Police end new inquiry in Jan Masayrk's death without reaching a conclusion

The then-foreign minister fell from a window in 1948 under unexplained circumstances shortly after the communist coup.

Raymond Johnston

Written by Raymond Johnston Published on 09.03.2021 12:18:00 (updated on 09.03.2021) Reading time: 3 minutes

Detectives on March 5 closed their investigation into the 1948 death of Czechoslovak Foreign Minister Jan Masaryk without reaching a conclusion at to whether it was murder, suicide, or an accident.

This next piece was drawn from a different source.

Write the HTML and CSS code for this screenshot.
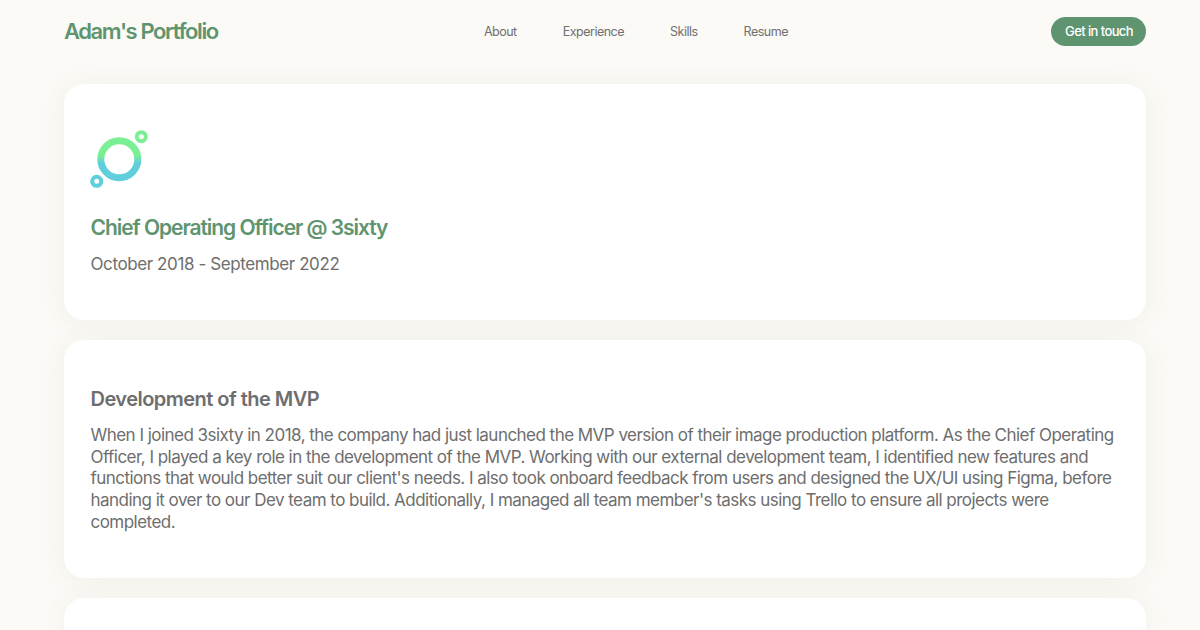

The Office for the Documentation and Investigation of the Crimes of Communism (ÚDV) reopened the case in the autumn of 2019, based on the discovery of an audio recording from 1948 that suggested the body had been moved before it was photographed.

"During the additional inquiry no new facts were found to lead to a convincing conclusion concerning the death of Jan Masaryk," supervisory state attorney Michal Muravský said.

Masaryk fell to his death from a ledge outside a bathroom window at his apartment in Černín Palace (Černínský palác), which houses the Ministry of Foreign Affairs, on March 10, 1948. He was the son of the first Czechoslovak president Tomáš Garrigue Masaryk.

In February 1948, most of non-communist members of government resigned in an effort to force new elections. Instead, a single-party government was formed under Klement Gottwald on Feb. 25, 1948, in what has been called a communist coup. Jan Masaryk remained as the only minister to stay in the Czechoslovak government after the coup who was not a communist or a sympathizer.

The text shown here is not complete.